- **WHAT IS EXPECTED**: Write each line of the material exactly as given, from the top through the line that contains "pointer-events: none;", and omit all pictures.

- **RECORDS FOR THIS EXERCISE**:
------

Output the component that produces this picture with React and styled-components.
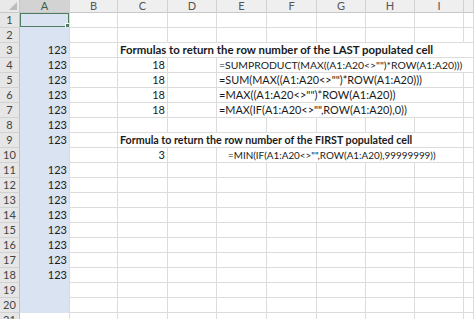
import React from "react"
import styled, { createGlobalStyle } from "styled-components"

const GlobalStyle = createGlobalStyle`
  * { box-sizing: border-box; }
  body { margin: 0; background: #fff; overflow: hidden; }
`

const COLS = ["A", "B", "C", "D", "E", "F", "G", "H", "I", "J"]
const TEMPLATE = "20px 50px 48px 50px 49px 50px 50px 49px 49px 49px 1fr"

const Sheet = styled.div`
  width: 474px;
  height: 319px;
  overflow: hidden;
  font-family: Lato, "Open Sans", sans-serif;
  font-size: 11px;
  color: #1a1a1a;
`

const Row = styled.div`
  display: grid;
  grid-template-columns: ${TEMPLATE};
  height: ${p => p.$h}px;
`

const Corner = styled.div`
  background: #e9e9e9;
  border-right: 1px solid #c8c8c8;
  border-bottom: 1px solid #c8c8c8;
  display: flex;
  align-items: flex-end;
  justify-content: flex-end;
  padding: 0 2px 2px 0;
`

const ColHead = styled.div`
  background: ${p => (p.$active ? "#d3d3d3" : "#efefef")};
  color: ${p => (p.$active ? "#3d5e48" : "#555")};
  border-right: 1px solid #d2d2d2;
  border-bottom: 1px solid #c8c8c8;
  text-align: center;
  line-height: 12px;
`

const RowHead = styled.div`
  background: #e6e6e6;
  color: #444;
  border-right: 1px solid #c0c0c0;
  border-bottom: 1px solid #d2d2d2;
  text-align: center;
  line-height: 14px;
`

const Cell = styled.div`
  grid-column: span ${p => p.$span || 1};
  position: relative;
  background: ${p => (p.$sel ? "#dae3f1" : "#fff")};
  border-right: 1px solid ${p => (p.$sel ? "#d2dbe9" : "#dcdcdc")};
  border-bottom: 1px solid ${p => (p.$sel ? "#dae3f1" : "#dcdcdc")};
  text-align: ${p => p.$align || "left"};
  font-weight: ${p => (p.$bold ? 700 : 400)};
  font-size: ${p => p.$size || 11}px;
  padding: 0 2px 0 ${p => 2 + (p.$indent || 0)}px;
  line-height: 14px;
  white-space: nowrap;
  overflow: hidden;
`

const ActiveFrame = styled.div`
  position: absolute;
  left: -1px;
  top: -1px;
  right: -1px;
  bottom: -1px;
  border: 2px solid #4f7d5f;
  pointer-events: none;

  &::after {
    content: "";
    position: absolute;
    right: -4px;
    bottom: -4px;
    width: 5px;
    height: 5px;
    background: #4f7d5f;
    border: 1px solid #fff;
  }
`

const LAST = "Formulas to return the row number of the LAST populated cell"
const FIRST = "Formula to return the row number of the FIRST populated cell"

// cells per row, keyed by row number; anything missing is an empty cell
const DATA = {
  3: [{ col: "A", text: "123" }, { col: "C", span: 8, text: LAST, bold: true, size: 11.4 }],
  4: [{ col: "A", text: "123" }, { col: "C", text: "18" }, { col: "E", span: 6, text: '=SUMPRODUCT(MAX((A1:A20<>"")*ROW(A1:A20)))', left: true, size: 10.4 }],
  5: [{ col: "A", text: "123" }, { col: "C", text: "18" }, { col: "E", span: 5, text: '=SUM(MAX((A1:A20<>"")*ROW(A1:A20)))', left: true, size: 10.9 }],
  6: [{ col: "A", text: "123" }, { col: "C", text: "18" }, { col: "E", span: 5, text: '=MAX((A1:A20<>"")*ROW(A1:A20))', left: true, size: 11.1 }],
  7: [{ col: "A", text: "123" }, { col: "C", text: "18" }, { col: "E", span: 5, text: '=MAX(IF(A1:A20<>"",ROW(A1:A20),0))', left: true, size: 10.9 }],
  8: [{ col: "A", text: "123" }],
  9: [{ col: "A", text: "123" }, { col: "C", span: 7, text: FIRST, bold: true, size: 10.7 }],
  10: [{ col: "C", text: "3" }, { col: "E", span: 5, text: '=MIN(IF(A1:A20<>"",ROW(A1:A20),99999999))', left: true, indent: 9, size: 9.9 }],
}
for (let r = 11; r <= 18; r++) DATA[r] = [{ col: "A", text: "123" }]

function buildCells(r) {
  const given = DATA[r] || []
  const cells = []
  let i = 0
  while (i < COLS.length) {
    const c = given.find(g => g.col === COLS[i])
    if (c) {
      cells.push({ ...c, idx: i })
      i += c.span || 1
    } else {
      cells.push({ col: COLS[i], idx: i })
      i += 1
    }
  }
  return cells
}

function SelectAll() {
  return (
    <Corner>
      <svg width="8" height="8" viewBox="0 0 8 8">
        <polygon points="8,0 8,8 0,8" fill="#bcbcbc" />
      </svg>
    </Corner>
  )
}

export default function App() {
  const rows = Array.from({ length: 21 }, (_, i) => i + 1)
  return (
    <Sheet>
      <GlobalStyle />
      <Row $h={13}>
        <SelectAll />
        {COLS.map(c => (
          <ColHead key={c} $active={c === "A"}>{c === "J" ? "" : c}</ColHead>
        ))}
      </Row>
      {rows.map(r => (
        <Row key={r} $h={15}>
          <RowHead>{r}</RowHead>
          {buildCells(r).map(c => (
            <Cell
              key={c.col}
              $span={c.span}
              $sel={c.col === "A" && r <= 20}
              $bold={c.bold}
              $size={c.size}
              $indent={c.indent}
              $align={c.bold || c.left ? "left" : "right"}
            >
              {c.text}
              {c.col === "A" && r === 1 && <ActiveFrame />}
            </Cell>
          ))}
        </Row>
      ))}
    </Sheet>
  )
}
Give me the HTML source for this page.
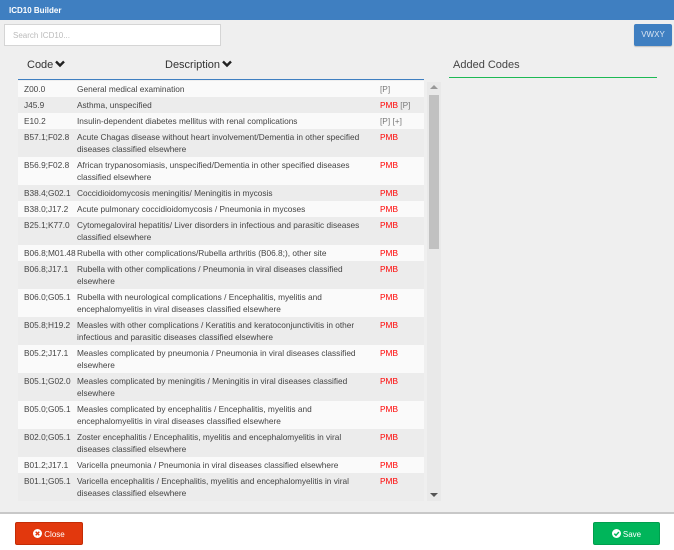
<!DOCTYPE html>
<html><head><style>
*{margin:0;padding:0;box-sizing:border-box}
body{width:674px;height:550px;overflow:hidden;background:#efefef;font-family:"Liberation Sans",sans-serif;position:relative}
.hdr{position:absolute;left:0;top:0;width:674px;height:20px;background:#3f7fc1;color:#fff;font-size:8px;font-weight:bold;padding:6px 0 0 9px}
.search{position:absolute;left:4px;top:24px;width:217px;height:22px;background:#fff;border:1px solid #d5d5d5;color:#bbb;font-size:8px;padding:6px 0 0 8px}
.vw{position:absolute;left:634px;top:24px;width:38px;height:22px;background:#3f7fc1;border-radius:2px;color:#dbe6f3;font-size:8px;text-align:center;padding-top:6px;box-shadow:0 1px 1px rgba(0,0,0,.2)}
.th{position:absolute;top:59px;font-size:11px;color:#333}
.th svg{vertical-align:0px;margin-left:2px}
.hline{position:absolute;left:18px;top:79px;width:406px;height:1px;background:#3f7fc1}
.added{position:absolute;left:453px;top:59px;font-size:11px;color:#444}
.gline{position:absolute;left:449px;top:77px;width:208px;height:1px;background:#1db954}
.list{position:absolute;left:18px;top:81px;width:406px;height:420px;overflow:hidden}
.r{position:relative;font-size:8.3px;color:#444;line-height:12px;padding:2px 0}
.r:nth-child(odd){background:#fafafa}
.r:nth-child(even){background:#ececec}
.c{position:absolute;left:6px;top:2px}
.d{margin-left:59px;width:292px}
.p{position:absolute;left:362px;top:2px;color:#777}
.m{color:#f00}
.sb{position:absolute;left:427px;top:82px;width:14px;height:419px;background:#e9e9e9}
.thumb{position:absolute;left:2px;top:13px;width:10px;height:154px;background:#c1c1c1}
.foot{position:absolute;left:0;top:512px;width:674px;height:38px;background:#fff;border-top:2px solid #c8c8c8}
.btn{position:absolute;top:8px;height:23px;color:#fff;font-size:8px;text-align:center;padding-top:6px;border-radius:2px}
.btn svg{vertical-align:-1px;margin-right:2px}
</style></head><body>
<div class="hdr">ICD10 Builder</div>
<div class="search">Search ICD10...</div>
<div class="vw">VWXY</div>
<div class="th" style="left:27px">Code<svg width="10" height="8" viewBox="0 0 10 8"><path d="M1 1.5 L5 5.5 L9 1.5" stroke="#222" stroke-width="2.4" fill="none"/></svg></div>
<div class="th" style="left:165px">Description<svg width="10" height="8" viewBox="0 0 10 8"><path d="M1 1.5 L5 5.5 L9 1.5" stroke="#222" stroke-width="2.4" fill="none"/></svg></div>
<div class="hline"></div>
<div class="added">Added Codes</div>
<div class="gline"></div>
<div class="list">
<div class="r"><span class="c">Z00.0</span><div class="d">General medical examination</div><span class="p">[P]</span></div>
<div class="r"><span class="c">J45.9</span><div class="d">Asthma, unspecified</div><span class="p"><span class="m">PMB</span> [P]</span></div>
<div class="r"><span class="c">E10.2</span><div class="d">Insulin-dependent diabetes mellitus with renal complications</div><span class="p">[P] [+]</span></div>
<div class="r"><span class="c">B57.1;F02.8</span><div class="d">Acute Chagas disease without heart involvement/Dementia in other specified diseases classified elsewhere</div><span class="p m">PMB</span></div>
<div class="r"><span class="c">B56.9;F02.8</span><div class="d">African trypanosomiasis, unspecified/Dementia in other specified diseases classified elsewhere</div><span class="p m">PMB</span></div>
<div class="r"><span class="c">B38.4;G02.1</span><div class="d">Coccidioidomycosis meningitis/ Meningitis in mycosis</div><span class="p m">PMB</span></div>
<div class="r"><span class="c">B38.0;J17.2</span><div class="d">Acute pulmonary coccidioidomycosis / Pneumonia in mycoses</div><span class="p m">PMB</span></div>
<div class="r"><span class="c">B25.1;K77.0</span><div class="d">Cytomegaloviral hepatitis/ Liver disorders in infectious and parasitic diseases classified elsewhere</div><span class="p m">PMB</span></div>
<div class="r"><span class="c">B06.8;M01.48</span><div class="d">Rubella with other complications/Rubella arthritis (B06.8;), other site</div><span class="p m">PMB</span></div>
<div class="r"><span class="c">B06.8;J17.1</span><div class="d">Rubella with other complications / Pneumonia in viral diseases classified elsewhere</div><span class="p m">PMB</span></div>
<div class="r"><span class="c">B06.0;G05.1</span><div class="d">Rubella with neurological complications / Encephalitis, myelitis and encephalomyelitis in viral diseases classified elsewhere</div><span class="p m">PMB</span></div>
<div class="r"><span class="c">B05.8;H19.2</span><div class="d">Measles with other complications / Keratitis and keratoconjunctivitis in other infectious and parasitic diseases classified elsewhere</div><span class="p m">PMB</span></div>
<div class="r"><span class="c">B05.2;J17.1</span><div class="d">Measles complicated by pneumonia / Pneumonia in viral diseases classified elsewhere</div><span class="p m">PMB</span></div>
<div class="r"><span class="c">B05.1;G02.0</span><div class="d">Measles complicated by meningitis / Meningitis in viral diseases classified elsewhere</div><span class="p m">PMB</span></div>
<div class="r"><span class="c">B05.0;G05.1</span><div class="d">Measles complicated by encephalitis / Encephalitis, myelitis and encephalomyelitis in viral diseases classified elsewhere</div><span class="p m">PMB</span></div>
<div class="r"><span class="c">B02.0;G05.1</span><div class="d">Zoster encephalitis / Encephalitis, myelitis and encephalomyelitis in viral diseases classified elsewhere</div><span class="p m">PMB</span></div>
<div class="r"><span class="c">B01.2;J17.1</span><div class="d">Varicella pneumonia / Pneumonia in viral diseases classified elsewhere</div><span class="p m">PMB</span></div>
<div class="r"><span class="c">B01.1;G05.1</span><div class="d">Varicella encephalitis / Encephalitis, myelitis and encephalomyelitis in viral diseases classified elsewhere</div><span class="p m">PMB</span></div>
<div class="r"><span class="c">B00.4</span><div class="d">Herpesviral encephalitis</div><span class="p m">PMB</span></div>
</div>
<div class="sb"><div class="thumb"></div>
<div style="position:absolute;left:3px;top:3px;border:4px solid transparent;border-bottom:4px solid #999;border-top:0"></div>
<div style="position:absolute;left:3px;top:411px;border:4px solid transparent;border-top:4px solid #555;border-bottom:0"></div></div>
<div class="foot">
<div class="btn" style="left:15px;width:68px;background:#e2380d;border:1px solid #c32c05"><svg width="9" height="9" viewBox="0 0 10 10"><circle cx="5" cy="5" r="5" fill="#fff"/><path d="M3 3L7 7M7 3L3 7" stroke="#e2380d" stroke-width="1.6"/></svg>Close</div>
<div class="btn" style="left:593px;width:67px;background:#00b55a;border:1px solid #009e4d"><svg width="9" height="9" viewBox="0 0 10 10"><circle cx="5" cy="5" r="5" fill="#fff"/><path d="M2.6 5.2L4.4 7L7.6 3.4" stroke="#00b55a" stroke-width="1.6" fill="none"/></svg>Save</div>
</div>
</body></html>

------

- **ANSWER BELOW**:
Output the component that produces this picture with React and styled-components.
import React from "react"
import styled, { createGlobalStyle } from "styled-components"

const GlobalStyle = createGlobalStyle`
  * { box-sizing: border-box; }
  body { margin: 0; background: #fff; overflow: hidden; }
`

const COLS = ["A", "B", "C", "D", "E", "F", "G", "H", "I", "J"]
const TEMPLATE = "20px 50px 48px 50px 49px 50px 50px 49px 49px 49px 1fr"

const Sheet = styled.div`
  width: 474px;
  height: 319px;
  overflow: hidden;
  font-family: Lato, "Open Sans", sans-serif;
  font-size: 11px;
  color: #1a1a1a;
`

const Row = styled.div`
  display: grid;
  grid-template-columns: ${TEMPLATE};
  height: ${p => p.$h}px;
`

const Corner = styled.div`
  background: #e9e9e9;
  border-right: 1px solid #c8c8c8;
  border-bottom: 1px solid #c8c8c8;
  display: flex;
  align-items: flex-end;
  justify-content: flex-end;
  padding: 0 2px 2px 0;
`

const ColHead = styled.div`
  background: ${p => (p.$active ? "#d3d3d3" : "#efefef")};
  color: ${p => (p.$active ? "#3d5e48" : "#555")};
  border-right: 1px solid #d2d2d2;
  border-bottom: 1px solid #c8c8c8;
  text-align: center;
  line-height: 12px;
`

const RowHead = styled.div`
  background: #e6e6e6;
  color: #444;
  border-right: 1px solid #c0c0c0;
  border-bottom: 1px solid #d2d2d2;
  text-align: center;
  line-height: 14px;
`

const Cell = styled.div`
  grid-column: span ${p => p.$span || 1};
  position: relative;
  background: ${p => (p.$sel ? "#dae3f1" : "#fff")};
  border-right: 1px solid ${p => (p.$sel ? "#d2dbe9" : "#dcdcdc")};
  border-bottom: 1px solid ${p => (p.$sel ? "#dae3f1" : "#dcdcdc")};
  text-align: ${p => p.$align || "left"};
  font-weight: ${p => (p.$bold ? 700 : 400)};
  font-size: ${p => p.$size || 11}px;
  padding: 0 2px 0 ${p => 2 + (p.$indent || 0)}px;
  line-height: 14px;
  white-space: nowrap;
  overflow: hidden;
`

const ActiveFrame = styled.div`
  position: absolute;
  left: -1px;
  top: -1px;
  right: -1px;
  bottom: -1px;
  border: 2px solid #4f7d5f;
  pointer-events: none;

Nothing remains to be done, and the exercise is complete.